Exercise input:
- - - - - - -

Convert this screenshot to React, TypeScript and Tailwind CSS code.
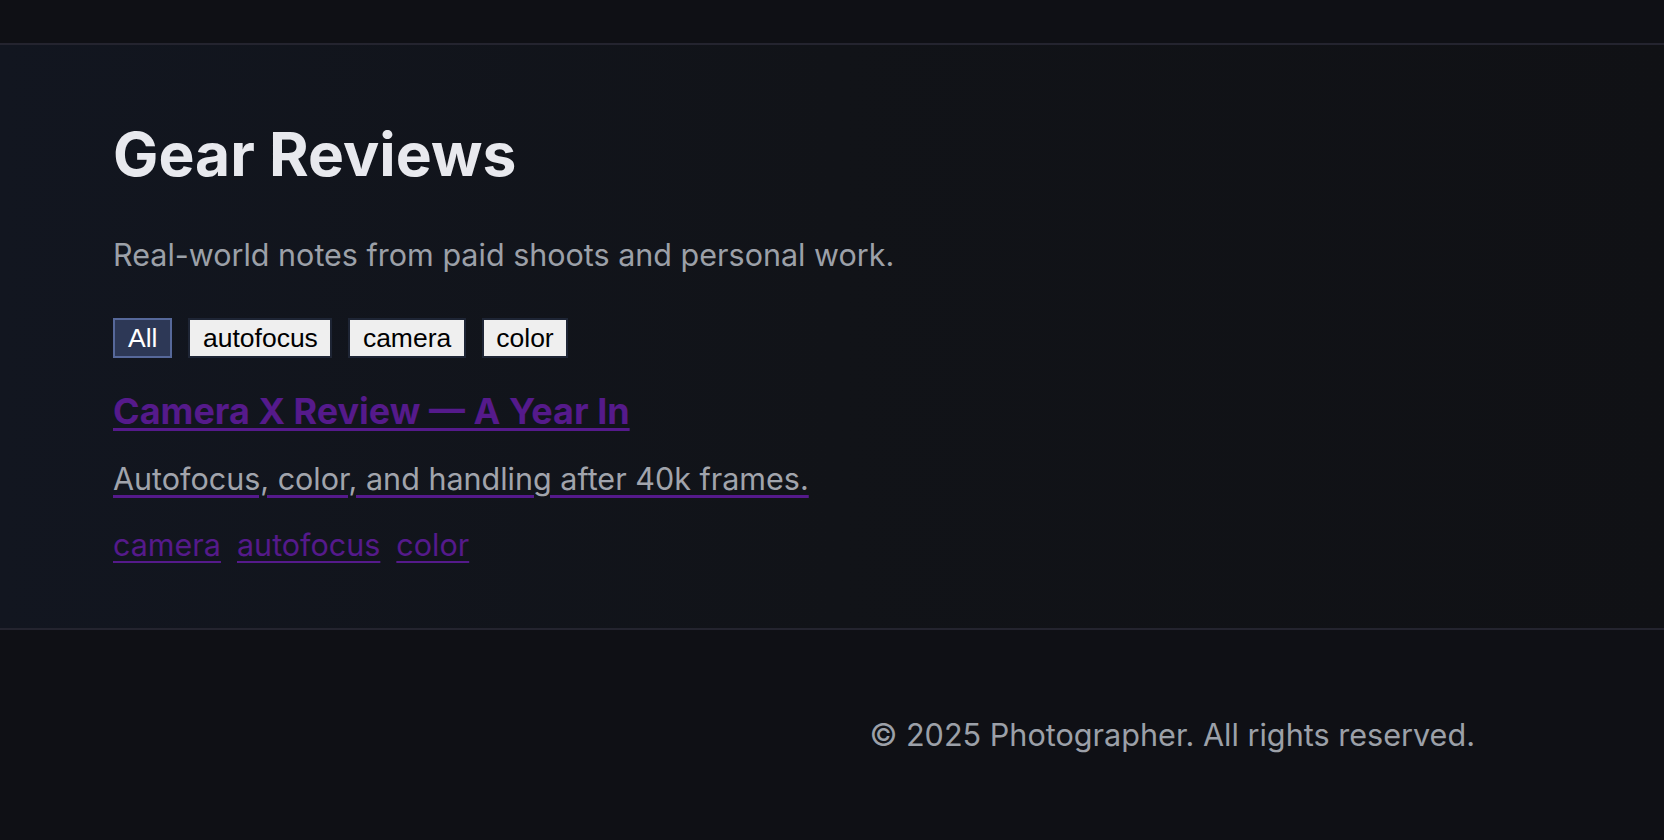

- - - - - - -

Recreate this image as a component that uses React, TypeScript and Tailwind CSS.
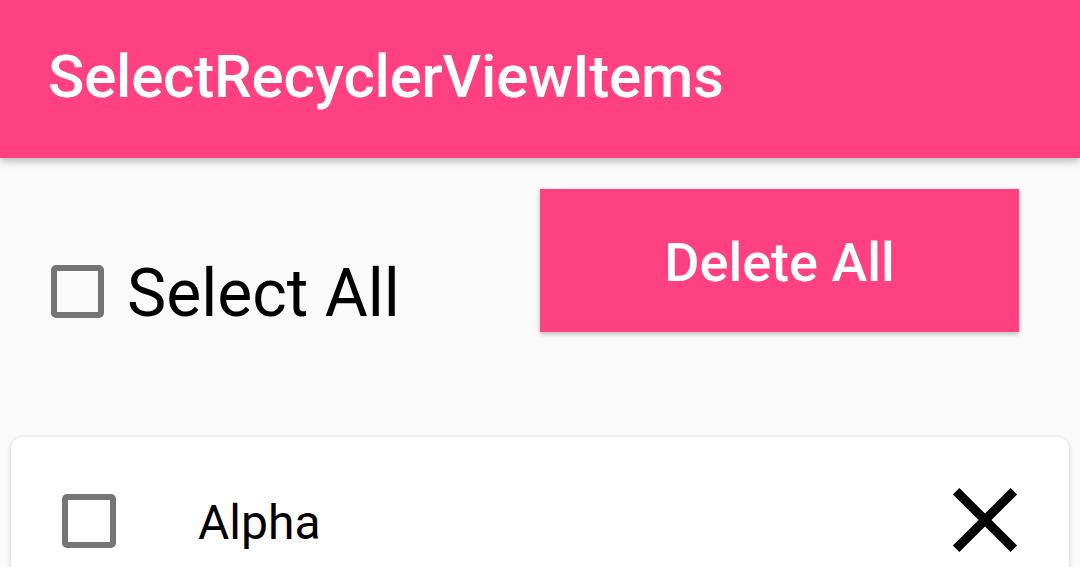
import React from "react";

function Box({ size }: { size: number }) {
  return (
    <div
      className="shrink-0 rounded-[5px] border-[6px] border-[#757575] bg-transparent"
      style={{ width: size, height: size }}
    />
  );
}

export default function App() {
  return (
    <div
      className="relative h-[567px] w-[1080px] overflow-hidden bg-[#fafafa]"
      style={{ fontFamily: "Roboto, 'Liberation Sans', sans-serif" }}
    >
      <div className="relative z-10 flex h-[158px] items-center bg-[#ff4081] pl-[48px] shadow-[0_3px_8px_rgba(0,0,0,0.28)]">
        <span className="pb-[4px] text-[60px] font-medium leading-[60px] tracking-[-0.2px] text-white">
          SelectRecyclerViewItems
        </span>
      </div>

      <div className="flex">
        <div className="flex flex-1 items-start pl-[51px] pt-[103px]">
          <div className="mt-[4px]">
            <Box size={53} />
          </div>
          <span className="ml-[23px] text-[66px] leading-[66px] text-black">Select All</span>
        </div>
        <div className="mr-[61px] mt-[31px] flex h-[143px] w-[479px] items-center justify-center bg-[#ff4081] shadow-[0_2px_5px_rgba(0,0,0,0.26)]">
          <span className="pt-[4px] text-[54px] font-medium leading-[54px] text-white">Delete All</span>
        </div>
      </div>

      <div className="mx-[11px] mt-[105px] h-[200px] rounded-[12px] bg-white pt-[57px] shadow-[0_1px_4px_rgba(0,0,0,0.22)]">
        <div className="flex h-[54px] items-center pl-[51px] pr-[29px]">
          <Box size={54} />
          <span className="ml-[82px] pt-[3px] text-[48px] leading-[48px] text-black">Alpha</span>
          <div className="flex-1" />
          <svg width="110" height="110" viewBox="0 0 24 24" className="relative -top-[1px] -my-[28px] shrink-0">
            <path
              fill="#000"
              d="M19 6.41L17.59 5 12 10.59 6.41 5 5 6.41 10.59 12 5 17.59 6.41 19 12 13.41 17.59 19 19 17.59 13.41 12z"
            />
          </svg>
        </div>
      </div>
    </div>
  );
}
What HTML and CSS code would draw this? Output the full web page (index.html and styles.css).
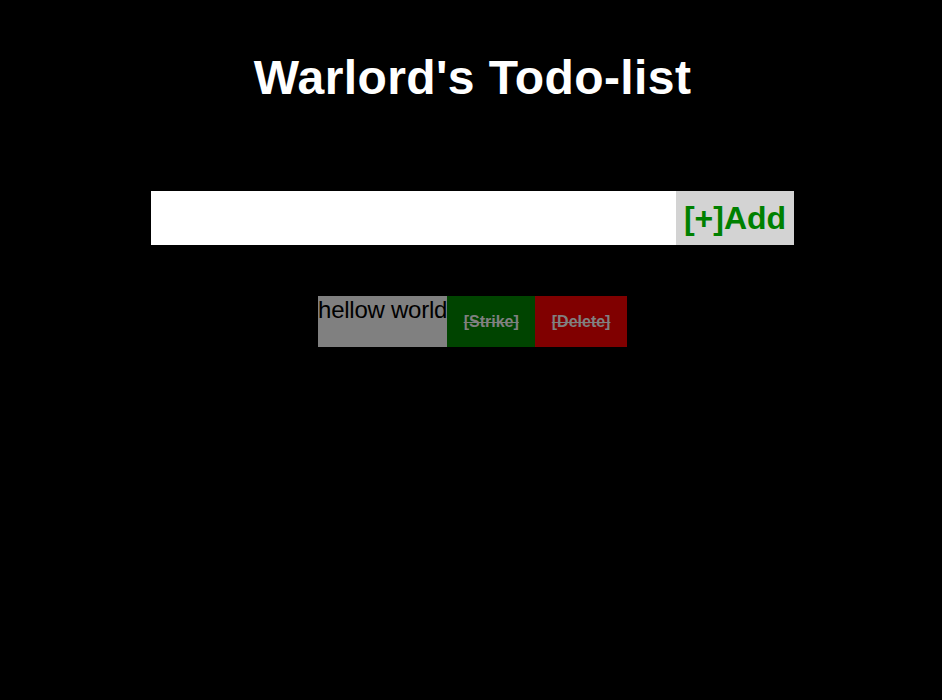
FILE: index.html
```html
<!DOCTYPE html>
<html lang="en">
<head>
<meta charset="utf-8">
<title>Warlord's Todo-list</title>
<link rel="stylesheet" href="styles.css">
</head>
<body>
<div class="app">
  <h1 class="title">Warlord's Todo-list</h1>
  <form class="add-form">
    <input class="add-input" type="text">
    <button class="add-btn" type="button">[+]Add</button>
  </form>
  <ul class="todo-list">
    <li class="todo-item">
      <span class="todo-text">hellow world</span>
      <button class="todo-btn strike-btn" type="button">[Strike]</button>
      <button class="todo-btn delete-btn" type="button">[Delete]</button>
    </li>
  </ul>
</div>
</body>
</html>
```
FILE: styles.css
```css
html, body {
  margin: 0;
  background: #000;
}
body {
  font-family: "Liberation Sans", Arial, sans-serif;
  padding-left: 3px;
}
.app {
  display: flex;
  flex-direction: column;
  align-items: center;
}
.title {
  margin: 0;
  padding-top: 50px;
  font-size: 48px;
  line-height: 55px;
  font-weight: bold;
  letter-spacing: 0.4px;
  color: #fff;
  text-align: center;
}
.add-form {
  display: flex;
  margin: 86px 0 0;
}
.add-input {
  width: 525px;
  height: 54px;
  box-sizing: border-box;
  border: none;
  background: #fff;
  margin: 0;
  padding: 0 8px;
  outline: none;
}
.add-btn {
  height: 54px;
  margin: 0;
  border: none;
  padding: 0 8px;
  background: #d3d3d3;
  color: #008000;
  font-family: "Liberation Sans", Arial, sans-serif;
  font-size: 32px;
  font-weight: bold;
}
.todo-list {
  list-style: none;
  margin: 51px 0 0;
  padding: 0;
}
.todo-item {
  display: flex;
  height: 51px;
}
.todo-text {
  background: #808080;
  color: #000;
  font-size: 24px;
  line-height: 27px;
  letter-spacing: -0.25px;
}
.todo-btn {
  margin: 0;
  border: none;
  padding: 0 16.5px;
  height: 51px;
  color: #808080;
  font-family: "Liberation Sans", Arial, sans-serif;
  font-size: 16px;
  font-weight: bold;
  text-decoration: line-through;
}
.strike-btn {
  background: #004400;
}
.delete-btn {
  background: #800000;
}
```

- - - - - - -

Objective:
Pick each line holding the word "React" out of the data and copy it.

Output of the exercise:
Convert this screenshot to React, TypeScript and Tailwind CSS code.
Recreate this image as a component that uses React, TypeScript and Tailwind CSS.
import React from "react";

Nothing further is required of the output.